_RECORDS PROVIDED_
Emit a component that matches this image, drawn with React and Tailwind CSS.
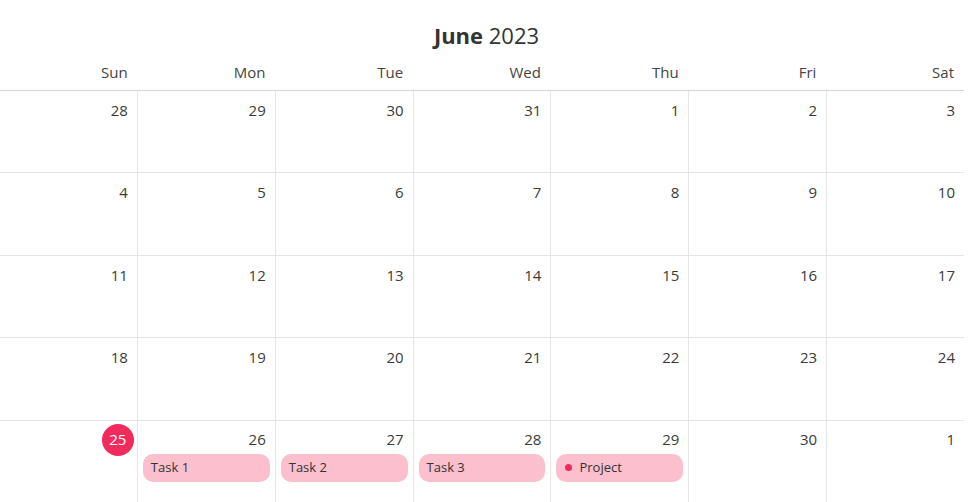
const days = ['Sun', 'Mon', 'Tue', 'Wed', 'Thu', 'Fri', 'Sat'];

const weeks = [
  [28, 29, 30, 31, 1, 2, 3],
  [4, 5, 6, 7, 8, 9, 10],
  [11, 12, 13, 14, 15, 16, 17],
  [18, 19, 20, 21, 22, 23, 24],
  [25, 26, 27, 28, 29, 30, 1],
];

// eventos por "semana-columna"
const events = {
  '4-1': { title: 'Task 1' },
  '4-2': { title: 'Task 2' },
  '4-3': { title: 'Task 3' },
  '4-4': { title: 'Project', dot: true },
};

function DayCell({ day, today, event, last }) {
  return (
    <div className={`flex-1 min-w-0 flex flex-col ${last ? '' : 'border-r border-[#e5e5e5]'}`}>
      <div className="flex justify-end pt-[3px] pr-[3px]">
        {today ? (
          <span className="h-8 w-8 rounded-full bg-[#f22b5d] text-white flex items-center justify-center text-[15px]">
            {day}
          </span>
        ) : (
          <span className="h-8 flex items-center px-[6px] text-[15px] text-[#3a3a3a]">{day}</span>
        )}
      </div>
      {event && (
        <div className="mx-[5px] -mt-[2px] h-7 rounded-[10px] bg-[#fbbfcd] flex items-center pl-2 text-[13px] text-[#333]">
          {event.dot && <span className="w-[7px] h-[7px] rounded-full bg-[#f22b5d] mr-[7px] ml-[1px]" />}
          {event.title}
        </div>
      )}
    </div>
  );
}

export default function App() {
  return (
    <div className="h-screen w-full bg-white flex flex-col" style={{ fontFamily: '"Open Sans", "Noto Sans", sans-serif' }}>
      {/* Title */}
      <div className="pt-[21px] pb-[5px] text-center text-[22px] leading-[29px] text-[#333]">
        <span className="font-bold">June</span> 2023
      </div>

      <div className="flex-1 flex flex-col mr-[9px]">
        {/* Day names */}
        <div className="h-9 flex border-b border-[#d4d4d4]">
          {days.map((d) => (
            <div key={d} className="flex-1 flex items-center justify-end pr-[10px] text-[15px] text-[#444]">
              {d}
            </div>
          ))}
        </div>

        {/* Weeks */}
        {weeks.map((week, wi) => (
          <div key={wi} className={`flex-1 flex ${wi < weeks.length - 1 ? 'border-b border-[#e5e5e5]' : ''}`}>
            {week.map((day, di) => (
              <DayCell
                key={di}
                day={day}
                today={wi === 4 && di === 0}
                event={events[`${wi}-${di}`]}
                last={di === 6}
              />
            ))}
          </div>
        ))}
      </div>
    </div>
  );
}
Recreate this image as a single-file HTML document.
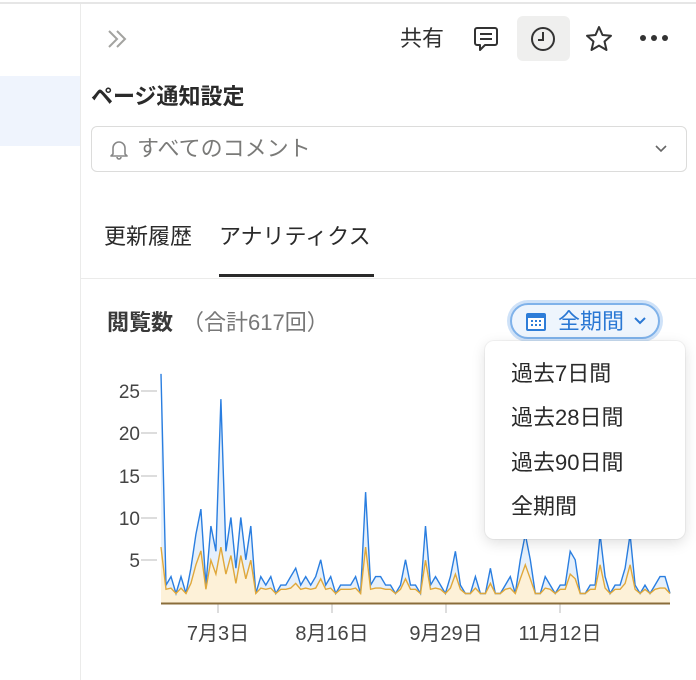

_AIM_
Write the lines above out again exactly, without any of their pictures.

_IN RESPONSE_
Emit a component that matches this image, drawn with React and Tailwind CSS.
const days = ['Sun', 'Mon', 'Tue', 'Wed', 'Thu', 'Fri', 'Sat'];

const weeks = [
  [28, 29, 30, 31, 1, 2, 3],
  [4, 5, 6, 7, 8, 9, 10],
  [11, 12, 13, 14, 15, 16, 17],
  [18, 19, 20, 21, 22, 23, 24],
  [25, 26, 27, 28, 29, 30, 1],
];

// eventos por "semana-columna"
const events = {
  '4-1': { title: 'Task 1' },
  '4-2': { title: 'Task 2' },
  '4-3': { title: 'Task 3' },
  '4-4': { title: 'Project', dot: true },
};

function DayCell({ day, today, event, last }) {
  return (
    <div className={`flex-1 min-w-0 flex flex-col ${last ? '' : 'border-r border-[#e5e5e5]'}`}>
      <div className="flex justify-end pt-[3px] pr-[3px]">
        {today ? (
          <span className="h-8 w-8 rounded-full bg-[#f22b5d] text-white flex items-center justify-center text-[15px]">
            {day}
          </span>
        ) : (
          <span className="h-8 flex items-center px-[6px] text-[15px] text-[#3a3a3a]">{day}</span>
        )}
      </div>
      {event && (
        <div className="mx-[5px] -mt-[2px] h-7 rounded-[10px] bg-[#fbbfcd] flex items-center pl-2 text-[13px] text-[#333]">
          {event.dot && <span className="w-[7px] h-[7px] rounded-full bg-[#f22b5d] mr-[7px] ml-[1px]" />}
          {event.title}
        </div>
      )}
    </div>
  );
}

export default function App() {
  return (
    <div className="h-screen w-full bg-white flex flex-col" style={{ fontFamily: '"Open Sans", "Noto Sans", sans-serif' }}>
      {/* Title */}
      <div className="pt-[21px] pb-[5px] text-center text-[22px] leading-[29px] text-[#333]">
        <span className="font-bold">June</span> 2023
      </div>

      <div className="flex-1 flex flex-col mr-[9px]">
        {/* Day names */}
        <div className="h-9 flex border-b border-[#d4d4d4]">
          {days.map((d) => (
            <div key={d} className="flex-1 flex items-center justify-end pr-[10px] text-[15px] text-[#444]">
              {d}
            </div>
          ))}
        </div>

        {/* Weeks */}
        {weeks.map((week, wi) => (
          <div key={wi} className={`flex-1 flex ${wi < weeks.length - 1 ? 'border-b border-[#e5e5e5]' : ''}`}>
            {week.map((day, di) => (
              <DayCell
                key={di}
                day={day}
                today={wi === 4 && di === 0}
                event={events[`${wi}-${di}`]}
                last={di === 6}
              />
            ))}
          </div>
        ))}
      </div>
    </div>
  );
}
Recreate this image as a single-file HTML document.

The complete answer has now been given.